** Your goal **
Each line below should be reproduced without any alteration.

** Records **
>> start

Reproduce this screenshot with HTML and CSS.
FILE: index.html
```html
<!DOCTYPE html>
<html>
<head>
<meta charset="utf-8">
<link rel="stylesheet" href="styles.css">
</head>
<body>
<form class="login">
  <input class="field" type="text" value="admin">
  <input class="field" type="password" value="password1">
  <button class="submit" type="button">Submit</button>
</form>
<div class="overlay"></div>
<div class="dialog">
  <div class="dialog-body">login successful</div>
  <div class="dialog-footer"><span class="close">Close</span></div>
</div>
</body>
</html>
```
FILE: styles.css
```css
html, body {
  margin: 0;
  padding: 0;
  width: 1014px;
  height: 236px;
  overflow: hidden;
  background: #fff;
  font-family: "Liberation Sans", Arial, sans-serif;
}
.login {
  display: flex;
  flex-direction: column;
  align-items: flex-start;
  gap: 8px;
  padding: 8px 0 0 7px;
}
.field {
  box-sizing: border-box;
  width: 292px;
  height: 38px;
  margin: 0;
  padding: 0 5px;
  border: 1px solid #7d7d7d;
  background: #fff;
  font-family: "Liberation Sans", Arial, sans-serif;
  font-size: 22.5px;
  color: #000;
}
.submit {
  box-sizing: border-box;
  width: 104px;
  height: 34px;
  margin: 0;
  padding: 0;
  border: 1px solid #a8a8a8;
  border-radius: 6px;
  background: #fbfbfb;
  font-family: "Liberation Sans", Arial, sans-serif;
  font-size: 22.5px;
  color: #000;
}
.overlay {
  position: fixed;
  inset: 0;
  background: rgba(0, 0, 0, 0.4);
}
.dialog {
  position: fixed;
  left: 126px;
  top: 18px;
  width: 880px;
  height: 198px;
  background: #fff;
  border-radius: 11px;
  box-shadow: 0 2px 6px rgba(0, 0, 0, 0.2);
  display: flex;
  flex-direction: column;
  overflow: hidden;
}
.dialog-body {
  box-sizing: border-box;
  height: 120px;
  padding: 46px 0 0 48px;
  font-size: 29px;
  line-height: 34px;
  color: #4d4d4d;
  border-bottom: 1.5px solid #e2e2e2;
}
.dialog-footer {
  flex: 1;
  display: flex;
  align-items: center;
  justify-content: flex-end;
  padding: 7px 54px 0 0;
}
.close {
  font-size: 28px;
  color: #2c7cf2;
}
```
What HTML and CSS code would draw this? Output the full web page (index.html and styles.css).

>> end

** Response **
Reproduce this screenshot with HTML and CSS.
FILE: index.html
```html
<!DOCTYPE html>
<html>
<head>
<meta charset="utf-8">
<link rel="stylesheet" href="styles.css">
</head>
<body>
<form class="login">
  <input class="field" type="text" value="admin">
  <input class="field" type="password" value="password1">
  <button class="submit" type="button">Submit</button>
</form>
<div class="overlay"></div>
<div class="dialog">
  <div class="dialog-body">login successful</div>
  <div class="dialog-footer"><span class="close">Close</span></div>
</div>
</body>
</html>
```
FILE: styles.css
```css
html, body {
  margin: 0;
  padding: 0;
  width: 1014px;
  height: 236px;
  overflow: hidden;
  background: #fff;
  font-family: "Liberation Sans", Arial, sans-serif;
}
.login {
  display: flex;
  flex-direction: column;
  align-items: flex-start;
  gap: 8px;
  padding: 8px 0 0 7px;
}
.field {
  box-sizing: border-box;
  width: 292px;
  height: 38px;
  margin: 0;
  padding: 0 5px;
  border: 1px solid #7d7d7d;
  background: #fff;
  font-family: "Liberation Sans", Arial, sans-serif;
  font-size: 22.5px;
  color: #000;
}
.submit {
  box-sizing: border-box;
  width: 104px;
  height: 34px;
  margin: 0;
  padding: 0;
  border: 1px solid #a8a8a8;
  border-radius: 6px;
  background: #fbfbfb;
  font-family: "Liberation Sans", Arial, sans-serif;
  font-size: 22.5px;
  color: #000;
}
.overlay {
  position: fixed;
  inset: 0;
  background: rgba(0, 0, 0, 0.4);
}
.dialog {
  position: fixed;
  left: 126px;
  top: 18px;
  width: 880px;
  height: 198px;
  background: #fff;
  border-radius: 11px;
  box-shadow: 0 2px 6px rgba(0, 0, 0, 0.2);
  display: flex;
  flex-direction: column;
  overflow: hidden;
}
.dialog-body {
  box-sizing: border-box;
  height: 120px;
  padding: 46px 0 0 48px;
  font-size: 29px;
  line-height: 34px;
  color: #4d4d4d;
  border-bottom: 1.5px solid #e2e2e2;
}
.dialog-footer {
  flex: 1;
  display: flex;
  align-items: center;
  justify-content: flex-end;
  padding: 7px 54px 0 0;
}
.close {
  font-size: 28px;
  color: #2c7cf2;
}
```
What HTML and CSS code would draw this? Output the full web page (index.html and styles.css).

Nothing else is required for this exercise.